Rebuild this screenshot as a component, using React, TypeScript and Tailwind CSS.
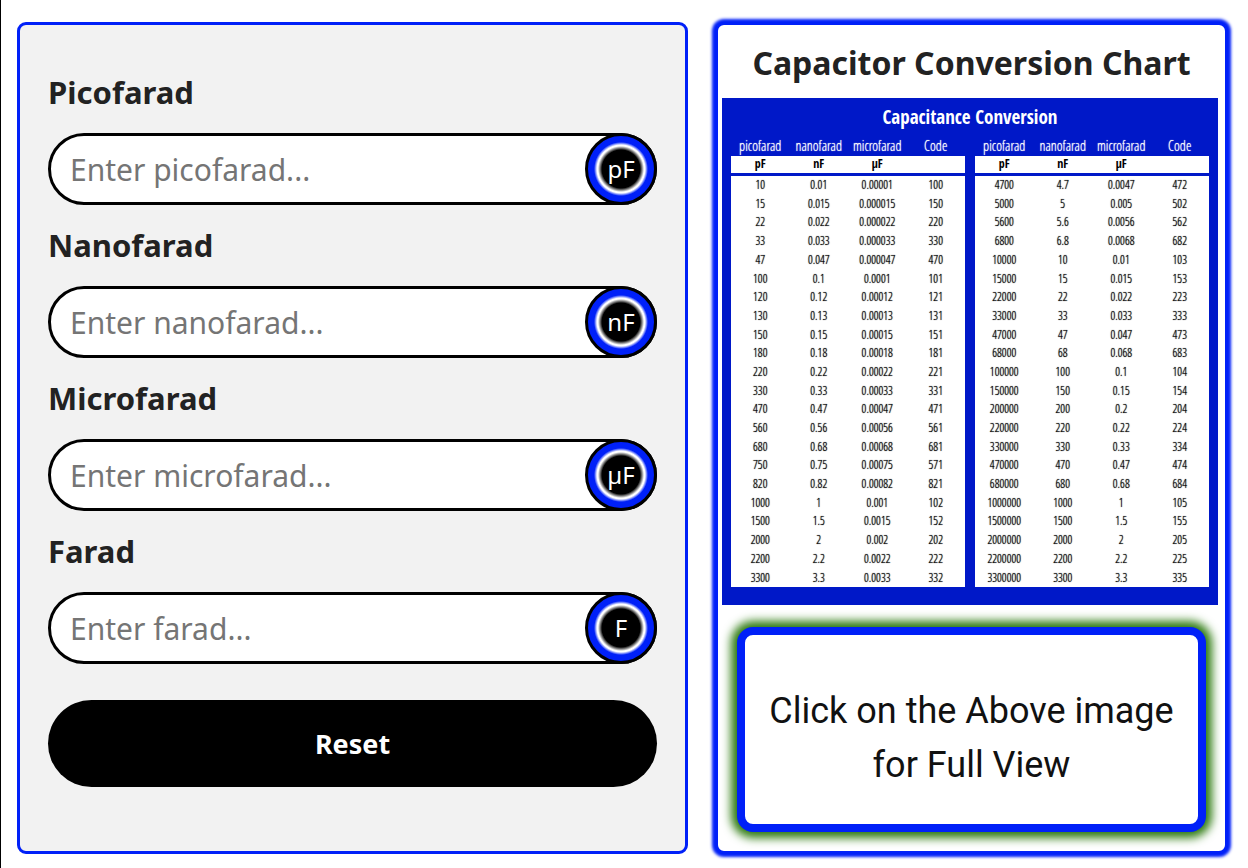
import { useState } from "react";

const FIELDS = [
  { id: "picofarad", label: "Picofarad", unit: "pF", factor: 1e-12 },
  { id: "nanofarad", label: "Nanofarad", unit: "nF", factor: 1e-9 },
  { id: "microfarad", label: "Microfarad", unit: "µF", factor: 1e-6 },
  { id: "farad", label: "Farad", unit: "F", factor: 1 },
];

const LEFT_ROWS = [
  ["10", "0.01", "0.00001", "100"],
  ["15", "0.015", "0.000015", "150"],
  ["22", "0.022", "0.000022", "220"],
  ["33", "0.033", "0.000033", "330"],
  ["47", "0.047", "0.000047", "470"],
  ["100", "0.1", "0.0001", "101"],
  ["120", "0.12", "0.00012", "121"],
  ["130", "0.13", "0.00013", "131"],
  ["150", "0.15", "0.00015", "151"],
  ["180", "0.18", "0.00018", "181"],
  ["220", "0.22", "0.00022", "221"],
  ["330", "0.33", "0.00033", "331"],
  ["470", "0.47", "0.00047", "471"],
  ["560", "0.56", "0.00056", "561"],
  ["680", "0.68", "0.00068", "681"],
  ["750", "0.75", "0.00075", "571"],
  ["820", "0.82", "0.00082", "821"],
  ["1000", "1", "0.001", "102"],
  ["1500", "1.5", "0.0015", "152"],
  ["2000", "2", "0.002", "202"],
  ["2200", "2.2", "0.0022", "222"],
  ["3300", "3.3", "0.0033", "332"],
];

const RIGHT_ROWS = [
  ["4700", "4.7", "0.0047", "472"],
  ["5000", "5", "0.005", "502"],
  ["5600", "5.6", "0.0056", "562"],
  ["6800", "6.8", "0.0068", "682"],
  ["10000", "10", "0.01", "103"],
  ["15000", "15", "0.015", "153"],
  ["22000", "22", "0.022", "223"],
  ["33000", "33", "0.033", "333"],
  ["47000", "47", "0.047", "473"],
  ["68000", "68", "0.068", "683"],
  ["100000", "100", "0.1", "104"],
  ["150000", "150", "0.15", "154"],
  ["200000", "200", "0.2", "204"],
  ["220000", "220", "0.22", "224"],
  ["330000", "330", "0.33", "334"],
  ["470000", "470", "0.47", "474"],
  ["680000", "680", "0.68", "684"],
  ["1000000", "1000", "1", "105"],
  ["1500000", "1500", "1.5", "155"],
  ["2000000", "2000", "2", "205"],
  ["2200000", "2200", "2.2", "225"],
  ["3300000", "3300", "3.3", "335"],
];

function ConversionTable({ rows }: { rows: string[][] }) {
  return (
    <table className="h-[451px] w-full table-fixed border-collapse text-center font-['Open_Sans_Condensed_Light','Noto_Sans_Condensed','Noto_Sans',sans-serif] text-[12px] leading-[16px]">
      <thead>
        <tr className="h-[20px] text-white [text-shadow:0_0_1px_#fff]">
          {["picofarad", "nanofarad", "microfarad", "Code"].map((name) => (
            <th key={name} scope="col" className="p-0 text-[14px] font-normal">
              {name}
            </th>
          ))}
        </tr>
        <tr className="h-[18px] border-b-3 border-[#0018c8] bg-white text-black">
          {["pF", "nF", "µF", ""].map((unit) => (
            <td
              key={unit}
              className="p-0 font-['Open_Sans_Condensed','Noto_Sans',sans-serif] font-bold"
            >
              {unit}
            </td>
          ))}
        </tr>
      </thead>
      <tbody className="bg-white text-black [text-shadow:0_0_1px_#000]">
        {rows.map((row) => (
          <tr key={row[0]}>
            {row.map((cell, i) => (
              <td key={i} className="p-0">
                {cell}
              </td>
            ))}
          </tr>
        ))}
      </tbody>
    </table>
  );
}

export default function App() {
  const [farads, setFarads] = useState<number | null>(null);
  const [active, setActive] = useState("");
  const [text, setText] = useState("");

  const valueOf = (id: string, factor: number) => {
    if (id === active) return text;
    return farads === null ? "" : String(Number((farads / factor).toPrecision(10)));
  };

  const change = (id: string, factor: number, value: string) => {
    const parsed = parseFloat(value);
    setActive(id);
    setText(value);
    setFarads(Number.isNaN(parsed) ? null : parsed * factor);
  };

  const reset = () => {
    setActive("");
    setText("");
    setFarads(null);
  };

  return (
    <main className="grid min-h-screen grid-cols-[671fr_513fr] items-start gap-[27px] border-l border-black bg-white pt-[22px] pr-[20px] pb-[14px] pl-[16px] font-['Noto_Sans','Open_Sans',sans-serif]">
      <form
        className="flex flex-col rounded-[9px] border-3 border-[#0020f8] bg-[#f2f2f2] px-[28px] pt-[46px] pb-[64px]"
        onSubmit={(e) => e.preventDefault()}
      >
        <div className="flex flex-col gap-[19px]">
          {FIELDS.map((f) => (
            <div key={f.id} className="flex flex-col gap-[20px]">
              <label htmlFor={f.id} className="text-[31px] leading-[42px] font-bold text-[#222]">
                {f.label}
              </label>
              <div className="flex h-[72px] rounded-full bg-white">
                <input
                  id={f.id}
                  type="text"
                  inputMode="decimal"
                  value={valueOf(f.id, f.factor)}
                  onChange={(e) => change(f.id, f.factor, e.target.value)}
                  placeholder={`Enter ${f.label.toLowerCase()}...`}
                  className="-mr-[72px] min-w-0 flex-1 rounded-full border-3 border-black bg-white pr-[76px] pl-[19px] text-[30px] text-[#222] outline-none placeholder:text-[#757575]"
                />
                <span className="z-10 flex size-[72px] items-center justify-center rounded-full border-3 border-black bg-[radial-gradient(circle,#000_19px,#fff_23px,#fff_24px,#0020f8_27px)] text-[24px] text-white">
                  {f.unit}
                </span>
              </div>
            </div>
          ))}
        </div>
        <button
          type="button"
          onClick={reset}
          className="mt-[36px] h-[87px] rounded-full bg-black pt-[2px] text-[27px] font-bold text-white"
        >
          Reset
        </button>
      </form>

      <section className="flex flex-col rounded-[9px] border-3 border-[#0020f8] bg-white px-[4px] pt-[15px] pb-[19px] shadow-[0_0_3px_3px_#0020f8]">
        <h2 className="text-center text-[32px] leading-[46px] font-bold text-[#222]">
          Capacitor Conversion Chart
        </h2>
        <a href="#chart" className="mt-[12px] mr-[3px] block bg-[#0018c8] px-[9px] pb-[18px]">
          <h3 className="text-center font-['Open_Sans_Condensed','Noto_Sans',sans-serif] text-[19px] leading-[38px] font-bold text-white">
            Capacitance Conversion
          </h3>
          <div className="grid grid-cols-2 gap-[10px]">
            <ConversionTable rows={LEFT_ROWS} />
            <ConversionTable rows={RIGHT_ROWS} />
          </div>
        </a>
        <p className="mx-[15px] mt-[22px] rounded-[16px] border-8 border-[#0020f8] bg-white px-[16px] pt-[49px] pb-[32px] text-center font-['Roboto',sans-serif] text-[36px] leading-[54px] text-[#111] shadow-[0_0_10px_6px_#2d7a10]">
          Click on the Above image for Full View
        </p>
      </section>
    </main>
  );
}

#####

(Given task)
Copy out every line of the material above exactly, skipping the pictures.

(Result for this task)
Rebuild this screenshot as a component, using React, TypeScript and Tailwind CSS.
import { useState } from "react";

const FIELDS = [
  { id: "picofarad", label: "Picofarad", unit: "pF", factor: 1e-12 },
  { id: "nanofarad", label: "Nanofarad", unit: "nF", factor: 1e-9 },
  { id: "microfarad", label: "Microfarad", unit: "µF", factor: 1e-6 },
  { id: "farad", label: "Farad", unit: "F", factor: 1 },
];

const LEFT_ROWS = [
  ["10", "0.01", "0.00001", "100"],
  ["15", "0.015", "0.000015", "150"],
  ["22", "0.022", "0.000022", "220"],
  ["33", "0.033", "0.000033", "330"],
  ["47", "0.047", "0.000047", "470"],
  ["100", "0.1", "0.0001", "101"],
  ["120", "0.12", "0.00012", "121"],
  ["130", "0.13", "0.00013", "131"],
  ["150", "0.15", "0.00015", "151"],
  ["180", "0.18", "0.00018", "181"],
  ["220", "0.22", "0.00022", "221"],
  ["330", "0.33", "0.00033", "331"],
  ["470", "0.47", "0.00047", "471"],
  ["560", "0.56", "0.00056", "561"],
  ["680", "0.68", "0.00068", "681"],
  ["750", "0.75", "0.00075", "571"],
  ["820", "0.82", "0.00082", "821"],
  ["1000", "1", "0.001", "102"],
  ["1500", "1.5", "0.0015", "152"],
  ["2000", "2", "0.002", "202"],
  ["2200", "2.2", "0.0022", "222"],
  ["3300", "3.3", "0.0033", "332"],
];

const RIGHT_ROWS = [
  ["4700", "4.7", "0.0047", "472"],
  ["5000", "5", "0.005", "502"],
  ["5600", "5.6", "0.0056", "562"],
  ["6800", "6.8", "0.0068", "682"],
  ["10000", "10", "0.01", "103"],
  ["15000", "15", "0.015", "153"],
  ["22000", "22", "0.022", "223"],
  ["33000", "33", "0.033", "333"],
  ["47000", "47", "0.047", "473"],
  ["68000", "68", "0.068", "683"],
  ["100000", "100", "0.1", "104"],
  ["150000", "150", "0.15", "154"],
  ["200000", "200", "0.2", "204"],
  ["220000", "220", "0.22", "224"],
  ["330000", "330", "0.33", "334"],
  ["470000", "470", "0.47", "474"],
  ["680000", "680", "0.68", "684"],
  ["1000000", "1000", "1", "105"],
  ["1500000", "1500", "1.5", "155"],
  ["2000000", "2000", "2", "205"],
  ["2200000", "2200", "2.2", "225"],
  ["3300000", "3300", "3.3", "335"],
];

function ConversionTable({ rows }: { rows: string[][] }) {
  return (
    <table className="h-[451px] w-full table-fixed border-collapse text-center font-['Open_Sans_Condensed_Light','Noto_Sans_Condensed','Noto_Sans',sans-serif] text-[12px] leading-[16px]">
      <thead>
        <tr className="h-[20px] text-white [text-shadow:0_0_1px_#fff]">
          {["picofarad", "nanofarad", "microfarad", "Code"].map((name) => (
            <th key={name} scope="col" className="p-0 text-[14px] font-normal">
              {name}
            </th>
          ))}
        </tr>
        <tr className="h-[18px] border-b-3 border-[#0018c8] bg-white text-black">
          {["pF", "nF", "µF", ""].map((unit) => (
            <td
              key={unit}
              className="p-0 font-['Open_Sans_Condensed','Noto_Sans',sans-serif] font-bold"
            >
              {unit}
            </td>
          ))}
        </tr>
      </thead>
      <tbody className="bg-white text-black [text-shadow:0_0_1px_#000]">
        {rows.map((row) => (
          <tr key={row[0]}>
            {row.map((cell, i) => (
              <td key={i} className="p-0">
                {cell}
              </td>
            ))}
          </tr>
        ))}
      </tbody>
    </table>
  );
}

export default function App() {
  const [farads, setFarads] = useState<number | null>(null);
  const [active, setActive] = useState("");
  const [text, setText] = useState("");

  const valueOf = (id: string, factor: number) => {
    if (id === active) return text;
    return farads === null ? "" : String(Number((farads / factor).toPrecision(10)));
  };

  const change = (id: string, factor: number, value: string) => {
    const parsed = parseFloat(value);
    setActive(id);
    setText(value);
    setFarads(Number.isNaN(parsed) ? null : parsed * factor);
  };

  const reset = () => {
    setActive("");
    setText("");
    setFarads(null);
  };

  return (
    <main className="grid min-h-screen grid-cols-[671fr_513fr] items-start gap-[27px] border-l border-black bg-white pt-[22px] pr-[20px] pb-[14px] pl-[16px] font-['Noto_Sans','Open_Sans',sans-serif]">
      <form
        className="flex flex-col rounded-[9px] border-3 border-[#0020f8] bg-[#f2f2f2] px-[28px] pt-[46px] pb-[64px]"
        onSubmit={(e) => e.preventDefault()}
      >
        <div className="flex flex-col gap-[19px]">
          {FIELDS.map((f) => (
            <div key={f.id} className="flex flex-col gap-[20px]">
              <label htmlFor={f.id} className="text-[31px] leading-[42px] font-bold text-[#222]">
                {f.label}
              </label>
              <div className="flex h-[72px] rounded-full bg-white">
                <input
                  id={f.id}
                  type="text"
                  inputMode="decimal"
                  value={valueOf(f.id, f.factor)}
                  onChange={(e) => change(f.id, f.factor, e.target.value)}
                  placeholder={`Enter ${f.label.toLowerCase()}...`}
                  className="-mr-[72px] min-w-0 flex-1 rounded-full border-3 border-black bg-white pr-[76px] pl-[19px] text-[30px] text-[#222] outline-none placeholder:text-[#757575]"
                />
                <span className="z-10 flex size-[72px] items-center justify-center rounded-full border-3 border-black bg-[radial-gradient(circle,#000_19px,#fff_23px,#fff_24px,#0020f8_27px)] text-[24px] text-white">
                  {f.unit}
                </span>
              </div>
            </div>
          ))}
        </div>
        <button
          type="button"
          onClick={reset}
          className="mt-[36px] h-[87px] rounded-full bg-black pt-[2px] text-[27px] font-bold text-white"
        >
          Reset
        </button>
      </form>

      <section className="flex flex-col rounded-[9px] border-3 border-[#0020f8] bg-white px-[4px] pt-[15px] pb-[19px] shadow-[0_0_3px_3px_#0020f8]">
        <h2 className="text-center text-[32px] leading-[46px] font-bold text-[#222]">
          Capacitor Conversion Chart
        </h2>
        <a href="#chart" className="mt-[12px] mr-[3px] block bg-[#0018c8] px-[9px] pb-[18px]">
          <h3 className="text-center font-['Open_Sans_Condensed','Noto_Sans',sans-serif] text-[19px] leading-[38px] font-bold text-white">
            Capacitance Conversion
          </h3>
          <div className="grid grid-cols-2 gap-[10px]">
            <ConversionTable rows={LEFT_ROWS} />
            <ConversionTable rows={RIGHT_ROWS} />
          </div>
        </a>
        <p className="mx-[15px] mt-[22px] rounded-[16px] border-8 border-[#0020f8] bg-white px-[16px] pt-[49px] pb-[32px] text-center font-['Roboto',sans-serif] text-[36px] leading-[54px] text-[#111] shadow-[0_0_10px_6px_#2d7a10]">
          Click on the Above image for Full View
        </p>
      </section>
    </main>
  );
}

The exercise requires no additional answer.